-- DO THIS --
Find how many lines hold the word "screenshot". Give only the number.

-- ENTRIES SHOWN --
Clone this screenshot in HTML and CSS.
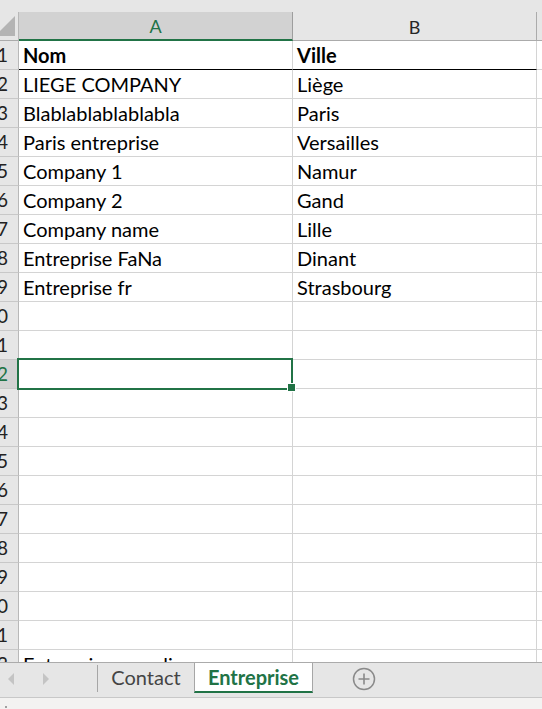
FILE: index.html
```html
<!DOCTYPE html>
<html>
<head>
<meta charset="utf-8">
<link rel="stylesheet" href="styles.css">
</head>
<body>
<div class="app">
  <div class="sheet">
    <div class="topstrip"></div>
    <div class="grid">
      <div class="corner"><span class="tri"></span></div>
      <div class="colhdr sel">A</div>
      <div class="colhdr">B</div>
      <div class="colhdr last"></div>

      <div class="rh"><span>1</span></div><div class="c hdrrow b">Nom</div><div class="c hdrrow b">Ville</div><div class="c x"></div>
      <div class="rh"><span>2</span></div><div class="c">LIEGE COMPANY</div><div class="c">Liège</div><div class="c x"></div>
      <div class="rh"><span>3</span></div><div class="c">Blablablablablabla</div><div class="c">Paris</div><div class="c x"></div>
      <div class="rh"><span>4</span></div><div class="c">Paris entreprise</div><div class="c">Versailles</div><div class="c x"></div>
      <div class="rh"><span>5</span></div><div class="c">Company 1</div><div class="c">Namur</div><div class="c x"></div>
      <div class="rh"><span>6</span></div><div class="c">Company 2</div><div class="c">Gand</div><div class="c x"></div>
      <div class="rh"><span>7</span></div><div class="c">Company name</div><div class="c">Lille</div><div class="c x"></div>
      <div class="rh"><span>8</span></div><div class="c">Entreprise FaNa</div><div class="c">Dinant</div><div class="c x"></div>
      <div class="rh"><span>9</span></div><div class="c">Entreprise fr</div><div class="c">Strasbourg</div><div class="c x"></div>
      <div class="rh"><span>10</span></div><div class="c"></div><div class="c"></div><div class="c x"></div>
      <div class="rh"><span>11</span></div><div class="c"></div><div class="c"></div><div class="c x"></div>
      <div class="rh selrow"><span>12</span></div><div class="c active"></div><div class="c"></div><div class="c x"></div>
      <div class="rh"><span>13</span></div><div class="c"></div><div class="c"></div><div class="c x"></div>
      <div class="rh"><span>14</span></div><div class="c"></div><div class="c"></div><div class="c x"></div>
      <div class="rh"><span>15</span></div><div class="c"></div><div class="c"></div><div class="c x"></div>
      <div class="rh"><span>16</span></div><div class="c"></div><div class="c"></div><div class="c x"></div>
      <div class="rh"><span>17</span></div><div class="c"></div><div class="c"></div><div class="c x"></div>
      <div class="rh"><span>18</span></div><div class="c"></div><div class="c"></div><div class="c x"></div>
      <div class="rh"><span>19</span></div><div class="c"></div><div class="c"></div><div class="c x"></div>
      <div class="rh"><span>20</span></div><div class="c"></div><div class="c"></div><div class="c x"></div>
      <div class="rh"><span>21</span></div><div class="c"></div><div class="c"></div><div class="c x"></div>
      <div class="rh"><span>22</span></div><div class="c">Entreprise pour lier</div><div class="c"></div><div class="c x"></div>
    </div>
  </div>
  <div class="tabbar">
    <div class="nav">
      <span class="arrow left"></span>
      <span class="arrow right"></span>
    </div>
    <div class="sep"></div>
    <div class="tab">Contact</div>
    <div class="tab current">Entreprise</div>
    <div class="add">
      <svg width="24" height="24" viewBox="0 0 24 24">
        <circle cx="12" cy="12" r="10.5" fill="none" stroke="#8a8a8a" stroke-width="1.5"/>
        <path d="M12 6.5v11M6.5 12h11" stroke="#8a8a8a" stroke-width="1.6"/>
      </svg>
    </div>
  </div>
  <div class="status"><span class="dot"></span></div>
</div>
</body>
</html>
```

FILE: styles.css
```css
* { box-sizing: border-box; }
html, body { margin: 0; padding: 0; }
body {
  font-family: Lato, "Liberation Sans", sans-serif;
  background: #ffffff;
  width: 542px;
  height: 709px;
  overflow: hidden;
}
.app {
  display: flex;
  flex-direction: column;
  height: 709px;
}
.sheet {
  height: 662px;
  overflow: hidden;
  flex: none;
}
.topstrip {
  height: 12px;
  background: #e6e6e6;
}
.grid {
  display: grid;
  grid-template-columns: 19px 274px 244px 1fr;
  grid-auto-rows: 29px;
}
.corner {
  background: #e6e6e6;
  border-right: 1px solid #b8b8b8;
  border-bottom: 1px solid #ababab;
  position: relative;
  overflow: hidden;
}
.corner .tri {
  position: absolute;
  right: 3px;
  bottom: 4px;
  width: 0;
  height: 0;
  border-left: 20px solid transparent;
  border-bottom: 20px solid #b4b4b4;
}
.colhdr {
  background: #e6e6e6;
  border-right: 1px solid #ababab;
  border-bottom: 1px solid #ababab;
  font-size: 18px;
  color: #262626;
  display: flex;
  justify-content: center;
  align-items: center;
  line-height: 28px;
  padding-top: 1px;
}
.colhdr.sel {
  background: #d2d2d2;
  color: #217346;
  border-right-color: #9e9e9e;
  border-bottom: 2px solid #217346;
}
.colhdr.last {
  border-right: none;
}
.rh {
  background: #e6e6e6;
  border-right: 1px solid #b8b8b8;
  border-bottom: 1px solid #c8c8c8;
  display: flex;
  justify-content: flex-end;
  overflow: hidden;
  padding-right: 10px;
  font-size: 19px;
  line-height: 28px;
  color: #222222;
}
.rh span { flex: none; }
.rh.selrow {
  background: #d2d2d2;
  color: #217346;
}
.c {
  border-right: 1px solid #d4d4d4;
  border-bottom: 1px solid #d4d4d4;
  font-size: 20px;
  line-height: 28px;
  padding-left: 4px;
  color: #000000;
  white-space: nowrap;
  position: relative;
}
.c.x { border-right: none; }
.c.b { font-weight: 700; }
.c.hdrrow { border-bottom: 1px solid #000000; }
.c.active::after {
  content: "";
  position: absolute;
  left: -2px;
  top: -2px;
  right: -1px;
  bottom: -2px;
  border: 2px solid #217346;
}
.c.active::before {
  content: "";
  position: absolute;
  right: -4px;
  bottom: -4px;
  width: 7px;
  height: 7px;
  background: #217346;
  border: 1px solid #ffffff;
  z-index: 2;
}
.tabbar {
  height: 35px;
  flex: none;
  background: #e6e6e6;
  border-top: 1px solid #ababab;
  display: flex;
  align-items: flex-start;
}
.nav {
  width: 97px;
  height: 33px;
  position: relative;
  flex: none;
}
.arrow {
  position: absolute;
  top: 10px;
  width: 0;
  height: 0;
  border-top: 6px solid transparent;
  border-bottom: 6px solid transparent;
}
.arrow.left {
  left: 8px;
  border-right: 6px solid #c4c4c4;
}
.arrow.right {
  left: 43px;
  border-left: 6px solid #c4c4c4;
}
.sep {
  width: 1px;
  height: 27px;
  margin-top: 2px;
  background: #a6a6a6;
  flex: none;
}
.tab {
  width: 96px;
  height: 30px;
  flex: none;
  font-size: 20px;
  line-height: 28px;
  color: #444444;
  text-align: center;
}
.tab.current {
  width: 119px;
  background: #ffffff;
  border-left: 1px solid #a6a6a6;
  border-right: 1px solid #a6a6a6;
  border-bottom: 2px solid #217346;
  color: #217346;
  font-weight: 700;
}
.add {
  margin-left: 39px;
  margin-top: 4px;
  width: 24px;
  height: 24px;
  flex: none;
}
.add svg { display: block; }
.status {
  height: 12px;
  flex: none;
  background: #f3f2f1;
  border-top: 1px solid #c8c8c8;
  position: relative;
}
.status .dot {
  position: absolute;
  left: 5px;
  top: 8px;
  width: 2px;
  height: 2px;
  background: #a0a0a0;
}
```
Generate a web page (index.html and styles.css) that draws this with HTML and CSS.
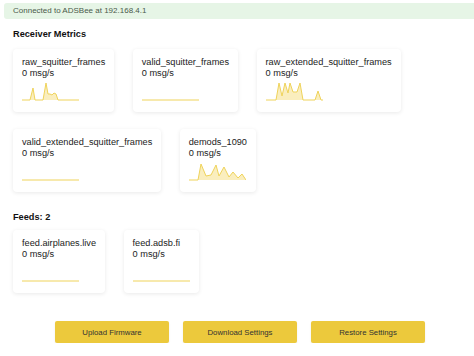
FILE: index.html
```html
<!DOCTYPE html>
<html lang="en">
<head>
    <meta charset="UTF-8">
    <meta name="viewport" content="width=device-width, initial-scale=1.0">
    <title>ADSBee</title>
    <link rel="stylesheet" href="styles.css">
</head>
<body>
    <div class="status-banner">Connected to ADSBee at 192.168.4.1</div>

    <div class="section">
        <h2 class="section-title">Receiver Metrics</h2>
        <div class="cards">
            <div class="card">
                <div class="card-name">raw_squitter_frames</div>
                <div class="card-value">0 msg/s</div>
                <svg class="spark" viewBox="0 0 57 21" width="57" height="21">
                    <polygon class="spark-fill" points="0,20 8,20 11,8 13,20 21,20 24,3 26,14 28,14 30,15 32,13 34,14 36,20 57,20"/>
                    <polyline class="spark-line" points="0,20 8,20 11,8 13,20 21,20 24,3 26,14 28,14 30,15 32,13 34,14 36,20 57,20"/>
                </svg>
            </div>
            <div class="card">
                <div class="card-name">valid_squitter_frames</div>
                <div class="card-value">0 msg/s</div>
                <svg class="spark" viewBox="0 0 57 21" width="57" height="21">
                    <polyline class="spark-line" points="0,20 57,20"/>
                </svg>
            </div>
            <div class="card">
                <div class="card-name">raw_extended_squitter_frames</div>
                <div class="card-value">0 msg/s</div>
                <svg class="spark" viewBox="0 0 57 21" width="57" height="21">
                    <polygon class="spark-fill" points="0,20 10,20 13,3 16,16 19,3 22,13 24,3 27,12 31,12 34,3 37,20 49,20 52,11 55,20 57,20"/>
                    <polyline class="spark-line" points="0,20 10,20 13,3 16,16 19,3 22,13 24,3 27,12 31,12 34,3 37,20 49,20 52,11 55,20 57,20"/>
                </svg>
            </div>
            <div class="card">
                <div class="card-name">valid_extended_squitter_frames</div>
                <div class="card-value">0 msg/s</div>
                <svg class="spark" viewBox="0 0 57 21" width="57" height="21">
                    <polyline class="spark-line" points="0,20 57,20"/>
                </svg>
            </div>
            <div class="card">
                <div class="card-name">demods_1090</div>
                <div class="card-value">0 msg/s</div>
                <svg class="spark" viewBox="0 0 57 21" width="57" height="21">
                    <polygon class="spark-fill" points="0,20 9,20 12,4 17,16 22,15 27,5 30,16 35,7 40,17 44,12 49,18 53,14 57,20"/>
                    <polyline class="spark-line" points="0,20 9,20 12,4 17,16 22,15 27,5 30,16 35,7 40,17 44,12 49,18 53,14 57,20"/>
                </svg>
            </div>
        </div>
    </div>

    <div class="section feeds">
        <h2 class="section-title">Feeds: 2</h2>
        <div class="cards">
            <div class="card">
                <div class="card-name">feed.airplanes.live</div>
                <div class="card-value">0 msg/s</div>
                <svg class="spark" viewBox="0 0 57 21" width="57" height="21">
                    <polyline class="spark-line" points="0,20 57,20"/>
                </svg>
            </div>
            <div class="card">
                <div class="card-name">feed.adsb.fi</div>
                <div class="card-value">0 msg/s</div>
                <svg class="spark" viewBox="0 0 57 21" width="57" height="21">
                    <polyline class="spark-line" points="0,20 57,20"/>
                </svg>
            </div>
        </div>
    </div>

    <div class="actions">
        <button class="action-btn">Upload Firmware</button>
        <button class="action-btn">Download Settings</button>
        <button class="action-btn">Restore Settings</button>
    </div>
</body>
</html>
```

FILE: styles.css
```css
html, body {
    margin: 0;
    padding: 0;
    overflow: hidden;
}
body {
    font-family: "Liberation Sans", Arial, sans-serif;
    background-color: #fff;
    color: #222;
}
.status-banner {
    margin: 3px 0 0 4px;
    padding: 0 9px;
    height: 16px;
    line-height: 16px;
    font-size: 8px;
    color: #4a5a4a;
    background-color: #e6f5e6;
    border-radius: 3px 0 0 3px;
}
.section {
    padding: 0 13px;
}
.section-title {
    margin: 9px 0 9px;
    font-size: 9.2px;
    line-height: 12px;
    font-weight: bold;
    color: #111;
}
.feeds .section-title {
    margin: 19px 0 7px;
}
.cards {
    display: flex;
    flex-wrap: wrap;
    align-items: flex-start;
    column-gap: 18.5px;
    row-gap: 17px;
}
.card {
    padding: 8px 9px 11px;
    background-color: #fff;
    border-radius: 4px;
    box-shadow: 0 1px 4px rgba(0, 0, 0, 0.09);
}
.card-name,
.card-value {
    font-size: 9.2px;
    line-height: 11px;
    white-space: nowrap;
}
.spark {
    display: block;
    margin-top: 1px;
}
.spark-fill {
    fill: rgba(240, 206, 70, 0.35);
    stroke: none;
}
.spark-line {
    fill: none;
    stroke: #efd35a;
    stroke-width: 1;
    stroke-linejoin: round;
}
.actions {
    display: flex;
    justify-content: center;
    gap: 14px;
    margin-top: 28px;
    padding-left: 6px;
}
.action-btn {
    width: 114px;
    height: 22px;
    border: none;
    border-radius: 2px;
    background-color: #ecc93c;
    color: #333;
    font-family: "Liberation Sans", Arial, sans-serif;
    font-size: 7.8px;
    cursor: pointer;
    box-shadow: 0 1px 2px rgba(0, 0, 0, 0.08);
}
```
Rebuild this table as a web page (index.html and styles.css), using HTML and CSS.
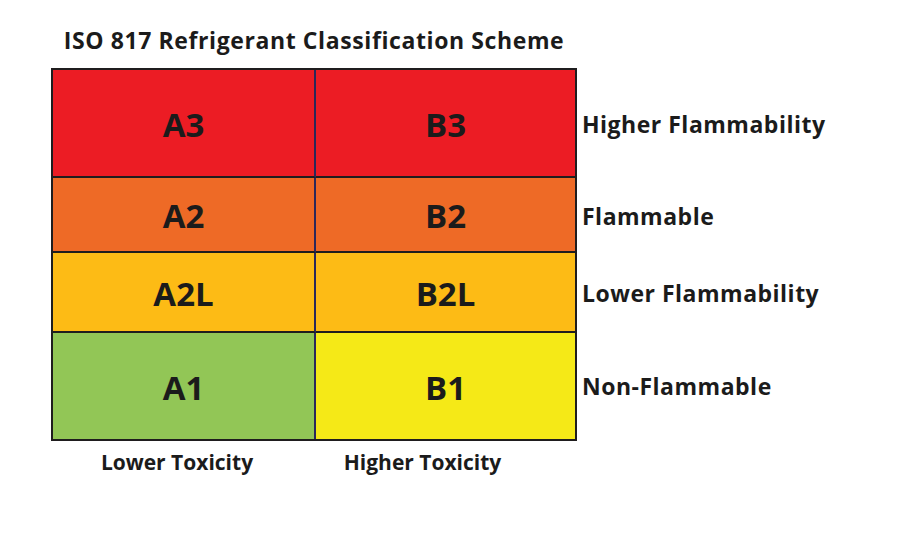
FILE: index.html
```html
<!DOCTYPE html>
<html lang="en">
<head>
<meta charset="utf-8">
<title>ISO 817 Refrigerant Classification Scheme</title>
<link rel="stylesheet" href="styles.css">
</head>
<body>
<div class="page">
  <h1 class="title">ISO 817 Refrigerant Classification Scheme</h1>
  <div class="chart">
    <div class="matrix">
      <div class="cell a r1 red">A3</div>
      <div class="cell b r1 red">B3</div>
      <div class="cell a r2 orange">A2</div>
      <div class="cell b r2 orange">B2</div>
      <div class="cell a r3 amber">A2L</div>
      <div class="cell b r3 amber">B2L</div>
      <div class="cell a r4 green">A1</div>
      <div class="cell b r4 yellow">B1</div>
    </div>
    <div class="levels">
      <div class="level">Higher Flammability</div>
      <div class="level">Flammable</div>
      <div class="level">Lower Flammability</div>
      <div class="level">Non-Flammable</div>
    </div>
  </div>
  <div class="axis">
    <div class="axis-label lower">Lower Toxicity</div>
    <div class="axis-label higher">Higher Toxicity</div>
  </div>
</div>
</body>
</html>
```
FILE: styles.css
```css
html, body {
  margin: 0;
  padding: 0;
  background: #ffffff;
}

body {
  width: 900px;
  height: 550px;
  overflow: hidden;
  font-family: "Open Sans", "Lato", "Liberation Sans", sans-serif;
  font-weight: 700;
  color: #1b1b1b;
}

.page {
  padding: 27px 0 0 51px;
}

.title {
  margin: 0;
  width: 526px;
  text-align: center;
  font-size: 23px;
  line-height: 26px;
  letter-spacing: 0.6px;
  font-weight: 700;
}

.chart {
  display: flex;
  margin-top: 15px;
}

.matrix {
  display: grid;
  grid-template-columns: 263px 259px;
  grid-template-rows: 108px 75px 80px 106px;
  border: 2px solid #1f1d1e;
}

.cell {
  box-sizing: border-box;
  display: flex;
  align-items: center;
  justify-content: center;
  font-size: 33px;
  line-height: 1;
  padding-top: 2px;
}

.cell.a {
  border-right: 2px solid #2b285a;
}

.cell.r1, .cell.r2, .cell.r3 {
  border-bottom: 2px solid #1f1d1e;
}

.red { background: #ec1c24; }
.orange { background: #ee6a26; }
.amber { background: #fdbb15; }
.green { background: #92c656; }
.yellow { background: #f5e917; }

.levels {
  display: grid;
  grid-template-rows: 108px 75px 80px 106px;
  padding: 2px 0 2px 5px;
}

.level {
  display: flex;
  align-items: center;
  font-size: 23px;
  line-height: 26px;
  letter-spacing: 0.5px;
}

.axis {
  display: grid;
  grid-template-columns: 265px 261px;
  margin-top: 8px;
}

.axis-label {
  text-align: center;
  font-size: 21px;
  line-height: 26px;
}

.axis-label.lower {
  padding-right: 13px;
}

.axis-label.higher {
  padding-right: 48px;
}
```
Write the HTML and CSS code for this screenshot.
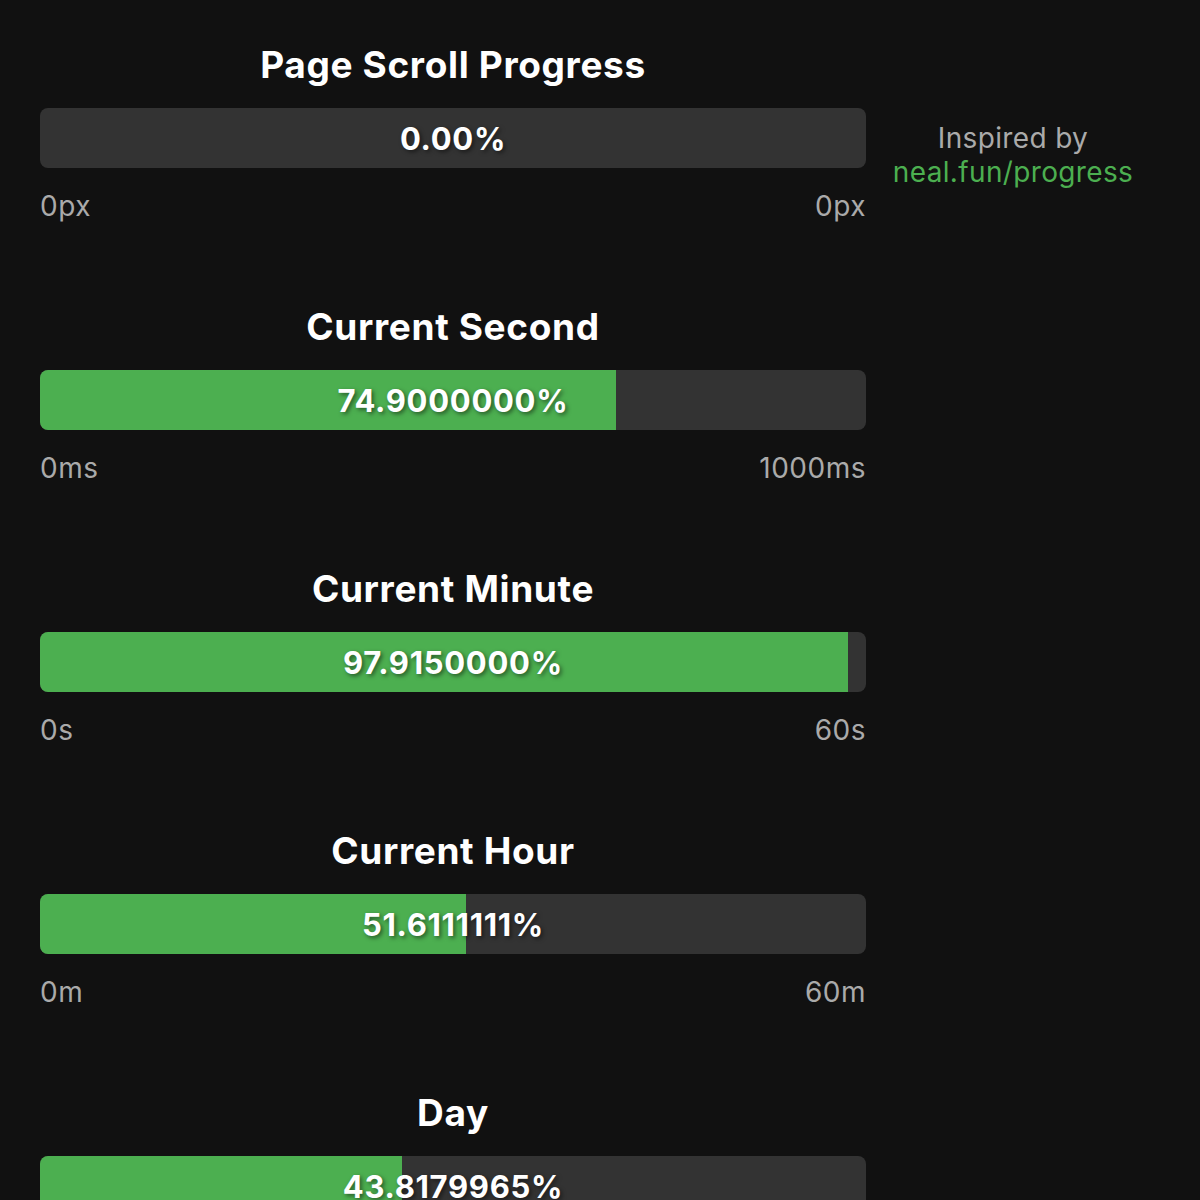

-- WORKED SOLUTION --
2